I spent quite a while on each tank I've made trying to get it exact and the whole thing is a minefield of made up and misleading information. There's a couple of general golden rules you can go by though:
There were set periods of time when tanks were painted a single colour, be that grey, grey and brown or dark yellow.The information on this fairly easy to find and verified by Jentz and Doyle.
There was a set period of time when they were delivered from the factory pre-painted in 2 or 3 colour (2 being tropical, 3 being yellow, brown, green).
There was a period where they were painted by crews, roughly between the end of 1942 and mid 1944 (there are some exceptions). The painting was usually done inline with Battalion, Company or Division directives. There are exceptions to this but they are quite specific to certain units.

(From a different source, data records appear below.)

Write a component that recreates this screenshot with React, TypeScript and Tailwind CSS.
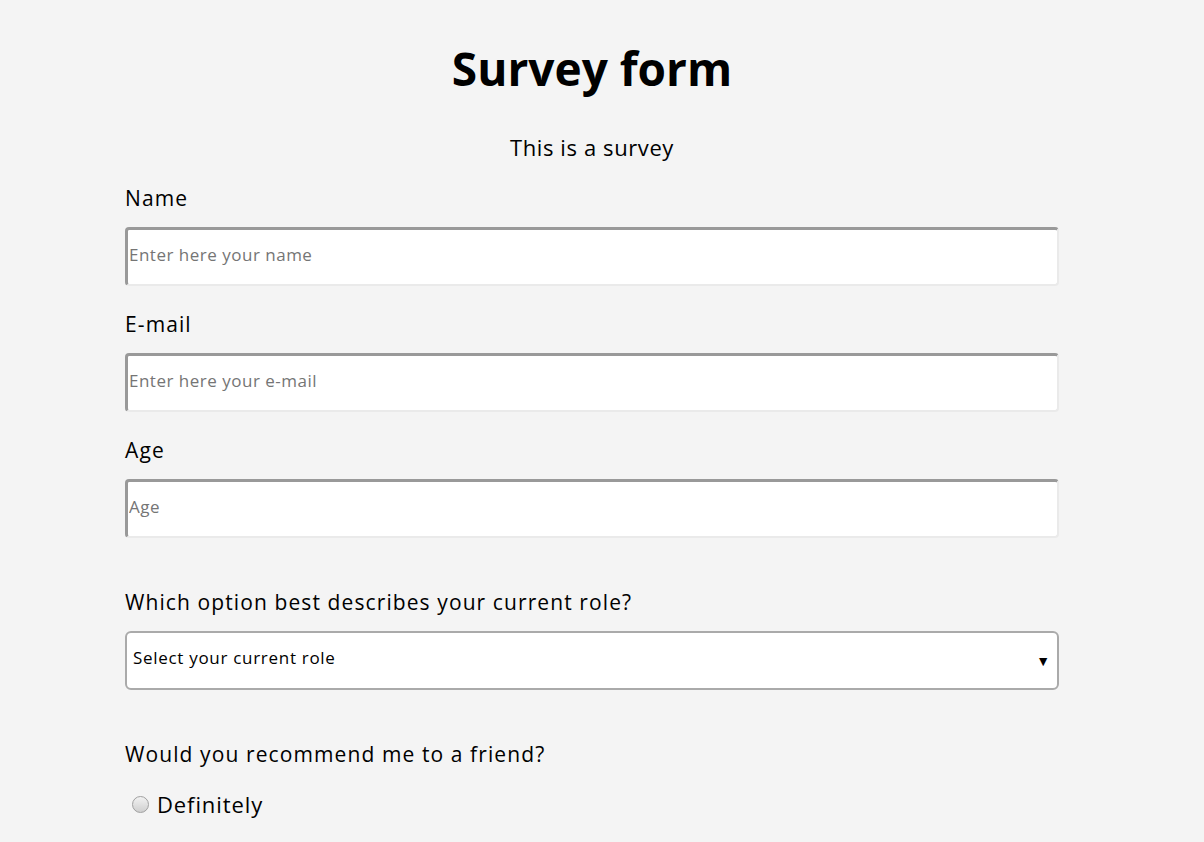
const inputCls =
  "w-full h-[59px] bg-white rounded-sm border-t-[3px] border-l-[3px] border-r-2 border-b-2 border-t-[#999] border-l-[#999] border-r-[#eaeaea] border-b-[#eaeaea] px-[1px] pb-[6px] text-[17px] tracking-[0.5px] text-black placeholder:text-[#757575] outline-none";

const Field = ({ label, placeholder, type = "text" }: { label: string; placeholder: string; type?: string }) => (
  <div className="flex flex-col">
    <label className="text-[21px] leading-[28px] tracking-[1.1px] text-black mb-[15px]">{label}</label>
    <input type={type} placeholder={placeholder} className={inputCls} style={{ fontFamily: "'Open Sans', sans-serif" }} />
  </div>
);

export default function App() {
  return (
    <div className="min-h-screen bg-[#f4f4f4] text-black" style={{ fontFamily: "'Open Sans', Lato, sans-serif" }}>
      <div className="w-[934px] ml-[125px] pt-[38px] pb-10">
        <h1 className="text-center text-[46px] leading-[60px] font-bold">Survey form</h1>
        <p className="text-center text-[22px] leading-[30px] tracking-[0.6px] mt-[34px]">This is a survey</p>

        <form className="flex flex-col mt-[22px]">
          <div className="flex flex-col gap-[24px]">
            <Field label="Name" placeholder="Enter here your name" />
            <Field label="E-mail" placeholder="Enter here your e-mail" type="email" />
            <Field label="Age" placeholder="Age" type="number" />
          </div>

          <div className="flex flex-col mt-[50px]">
            <label className="text-[21px] leading-[28px] tracking-[1.1px] mb-[15px]">Which option best describes your current role?</label>
            <div className="relative">
              <select
                defaultValue=""
                className="appearance-none w-full h-[59px] bg-white border-2 border-[#aaa] rounded-md pl-[6px] pb-[5px] text-[17px] tracking-[0.7px] text-black outline-none"
                style={{ fontFamily: "'Open Sans', sans-serif" }}
              >
                <option value="" disabled>Select your current role</option>
                <option>Student</option>
                <option>Full time job</option>
                <option>Other</option>
              </select>
              <span className="pointer-events-none absolute right-[9px] top-1/2 -translate-y-1/2 text-[14px] leading-none">▼</span>
            </div>
          </div>

          <div className="flex flex-col mt-[50px]">
            <p className="text-[21px] leading-[28px] tracking-[1.1px] mb-[22px]">Would you recommend me to a friend?</p>
            <label className="flex items-center gap-[8px] pl-[7px] text-[22px] leading-[28px] tracking-[0.9px]">
              <input
                type="radio"
                name="rec"
                className="appearance-none w-[17px] h-[17px] m-0 rounded-full border border-[#a0a0a0] bg-gradient-to-b from-[#f2f2f2] to-[#cfcfcf]"
              />
              Definitely
            </label>
          </div>
        </form>
      </div>
    </div>
  );
}
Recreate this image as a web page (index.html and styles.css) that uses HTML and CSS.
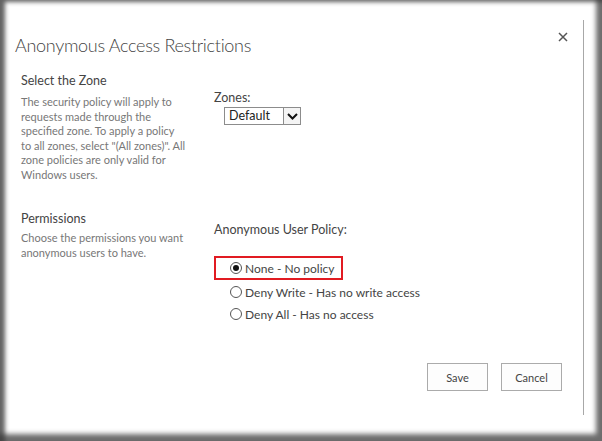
FILE: index.html
```html
<!DOCTYPE html>
<html lang="en">

<head>
    <meta charset="UTF-8" />
    <meta name="viewport" content="width=device-width, initial-scale=1.0" />
    <link rel="stylesheet" href="styles.css">
    <title>Anonymous Access Restrictions</title>
</head>

<body>
    <div class="frame">
        <div class="dialog">
            <div class="title-bar">
                <h1 class="title">Anonymous Access Restrictions</h1>
                <span class="close">
                    <svg width="10" height="10" viewBox="0 0 10 10">
                        <path d="M1 1 L9 9 M9 1 L1 9" stroke="#555" stroke-width="1.5" />
                    </svg>
                </span>
            </div>

            <div class="section zone">
                <div class="label-col">
                    <h3 class="heading">Select the Zone</h3>
                    <p class="desc">The security policy will apply to requests made through the specified zone. To apply a policy to all zones, select "(All zones)". All zone policies are only valid for Windows users.</p>
                </div>
                <div class="field-col">
                    <div class="field-label">Zones:</div>
                    <div class="select">
                        <span class="select-value">Default</span>
                        <span class="select-btn">
                            <svg width="11" height="7" viewBox="0 0 11 7">
                                <path d="M1 1 L5.5 5.5 L10 1" fill="none" stroke="#111" stroke-width="2" />
                            </svg>
                        </span>
                    </div>
                </div>
            </div>

            <div class="section perms">
                <div class="label-col">
                    <h3 class="heading">Permissions</h3>
                    <p class="desc">Choose the permissions you want anonymous users to have.</p>
                </div>
                <div class="field-col">
                    <div class="field-label">Anonymous User Policy:</div>
                    <div class="options">
                        <div class="option highlight"><span class="radio checked"></span>None - No policy</div>
                        <div class="option"><span class="radio"></span>Deny Write - Has no write access</div>
                        <div class="option"><span class="radio"></span>Deny All - Has no access</div>
                    </div>
                </div>
            </div>

            <div class="buttons">
                <button type="button" class="btn">Save</button>
                <button type="button" class="btn">Cancel</button>
            </div>
        </div>
    </div>
</body>

</html>
```

FILE: styles.css
```css
* {
    margin: 0;
    padding: 0;
    box-sizing: border-box;
    font-family: "Lato", "Open Sans", sans-serif;
}

body {
    background-color: #ffffff;
}

.frame {
    width: 602px;
    height: 441px;
    padding-top: 20px;
    background-color: #ffffff;
    box-shadow: inset 6px 3px 4px -1px rgba(60, 60, 60, 0.8),
        inset -8px -9px 5px -2px rgba(60, 60, 60, 0.75);
}

.dialog {
    width: 584px;
    height: 395px;
    border-right: 1px solid #a8a8a8;
    padding: 0 21px 0 15px;
    display: flex;
    flex-direction: column;
}

.title-bar {
    display: flex;
    justify-content: space-between;
    align-items: flex-start;
    height: 52px;
}

.title {
    font-weight: 300;
    font-size: 18px;
    letter-spacing: -0.3px;
    color: #444444;
    margin-top: 14px;
}

.close {
    display: flex;
    margin-top: 12px;
    margin-right: -6px;
}

.section {
    display: flex;
    padding-left: 6px;
}

.label-col {
    width: 193px;
}

.heading {
    font-weight: 400;
    font-size: 12.5px;
    color: #444444;
    line-height: 18px;
}

.desc {
    width: 166px;
    margin-top: 5px;
    font-size: 11px;
    line-height: 14.5px;
    color: #777777;
}

.perms .desc {
    margin-top: 3px;
}

.field-col {
    flex: 1;
}

.field-label {
    font-size: 12.5px;
    color: #444444;
}

.zone .field-col {
    padding-top: 18px;
}

.select {
    display: flex;
    width: 77px;
    height: 18px;
    margin-left: 10px;
    margin-top: 2px;
    border: 1px solid #8c8c8c;
}

.select-value {
    flex: 1;
    font-size: 12.5px;
    line-height: 16px;
    color: #222222;
    padding-left: 4px;
}

.select-btn {
    width: 17px;
    border-left: 1px solid #8c8c8c;
    display: flex;
    align-items: center;
    justify-content: center;
    background-color: #f4f4f4;
}

.perms {
    margin-top: 28px;
}

.perms .field-col {
    padding-top: 12px;
}

.options {
    margin-top: 19px;
}

.option {
    display: flex;
    align-items: center;
    height: 22px;
    padding-left: 16px;
    font-size: 12px;
    color: #444444;
}

.option.highlight {
    width: 129px;
    height: 24px;
    margin-bottom: 1px;
    border: 2px solid #e11b22;
    padding-left: 14px;
}

.radio {
    width: 12px;
    height: 12px;
    border: 1px solid #555555;
    border-radius: 50%;
    margin-right: 3px;
    position: relative;
    flex-shrink: 0;
}

.radio.checked::after {
    content: "";
    position: absolute;
    top: 2px;
    left: 2px;
    width: 6px;
    height: 6px;
    border-radius: 50%;
    background-color: #111111;
}

.buttons {
    margin-top: auto;
    margin-bottom: 24px;
    display: flex;
    justify-content: flex-end;
    gap: 13px;
}

.btn {
    width: 61px;
    height: 28px;
    font-size: 11px;
    color: #444444;
    border: 1px solid #ababab;
    background-color: #fdfdfd;
}
```
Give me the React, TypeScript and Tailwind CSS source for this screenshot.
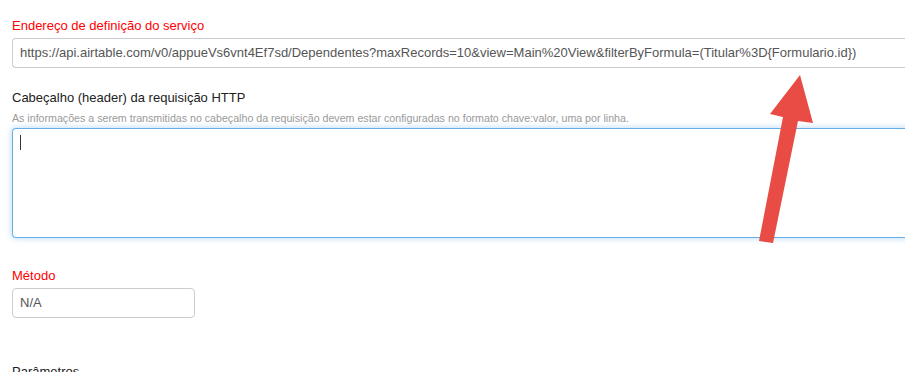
const url =
  "https://api.airtable.com/v0/appueVs6vnt4Ef7sd/Dependentes?maxRecords=10&view=Main%20View&filterByFormula=(Titular%3D{Formulario.id})"

export default function App() {
  return (
    <div className="relative h-[372px] w-[905px] overflow-hidden bg-white font-['Liberation_Sans',Arial,sans-serif] text-[13px]">
      <div className="w-[1000px] pl-[12px] pt-[17px]">
        {/* Endereço */}
        <div className="mb-[3px] h-[18px] leading-[18px] text-[#ff0000]">
          Endereço de definição do serviço
        </div>
        <div className="flex h-[30px] items-center rounded-l-[4px] border border-r-0 border-[#cccccc] pl-[7px] text-[#555555]">
          {url}
        </div>

        {/* Cabeçalho */}
        <div className="mt-[20px] h-[19px] leading-[19px] text-[#222222]">
          Cabeçalho (header) da requisição HTTP
        </div>
        <div className="mt-[4px] h-[14px] text-[10.65px] leading-[14px] text-[#9a9a9a]">
          As informações a serem transmitidas no cabeçalho da requisição devem estar configuradas no formato chave:valor, uma por linha.
        </div>
        <div className="mt-[3px] h-[110px] rounded-l-[4px] border border-r-0 border-[#66afe9] pl-[7px] pt-[6px] shadow-[0_0_6px_rgba(102,175,233,0.5)]">
          <div className="h-[15px] w-px bg-[#333333]" />
        </div>

        {/* Método */}
        <div className="mt-[29px] mb-[3px] h-[18px] leading-[18px] text-[#ff0000]">
          Método
        </div>
        <div className="flex h-[30px] w-[183px] items-center rounded-[4px] border border-[#cccccc] pl-[7px] text-[#555555]">
          N/A
        </div>

        {/* Parâmetros */}
        <div className="mt-[44px] h-[19px] leading-[19px] text-[#222222]">
          Parâmetros
        </div>
      </div>

      {/* seta */}
      <svg className="absolute left-0 top-0" width="905" height="372" viewBox="0 0 905 372">
        <polygon
          points="800,75 813,123 798,121 773,243 759,241 783,117 770,114"
          fill="#e84c44"
        />
      </svg>
    </div>
  )
}
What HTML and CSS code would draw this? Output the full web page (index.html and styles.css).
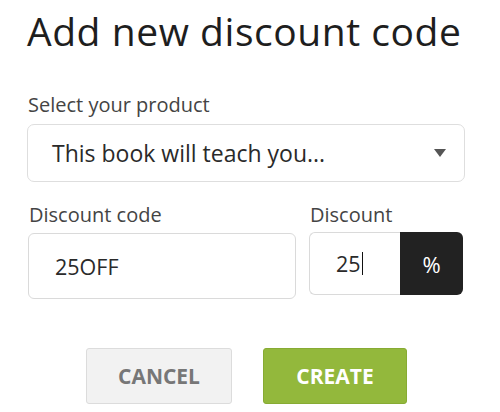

Specific tanks like the Panther had very specific camouflage schemes later on as they were based on patterns individual to the factory. You can tell where a Panther was built due to this. There are a few exceptions.
Your best bet is investigate the tank you want specifically. So if you want a Tiger from 1943, that fought at Kursk this is dead easy to find the colours and layout. Same with a King Tiger from Ardennes with a good certainty. A Panzer IV from 1943 in Russia? Good luck on that one. Lots of best guesses.
If you see an drawing of a German tank on the internet it's very likely to be wrong when it comes to the colours, even the ones that people like Peddinghaus use are highly questionable. I got the AK book on it and they also contradict in a number of examples of other research.
jackalope wrote:That book would be so thick I don't see how it could be printed! The factory didn't camouflage most tanks the crews did. Then there's what year it was made, who made it, what factory, what "lot" of paint was used, which tank it was and then yes some tanks the factory DID camouflage. That would be one THICK ass book!

The period where crews were allowed to paint their own tanks was only a fraction of the time where they were delivered prepainted either in a single unalterable colour or camouflaged in 3.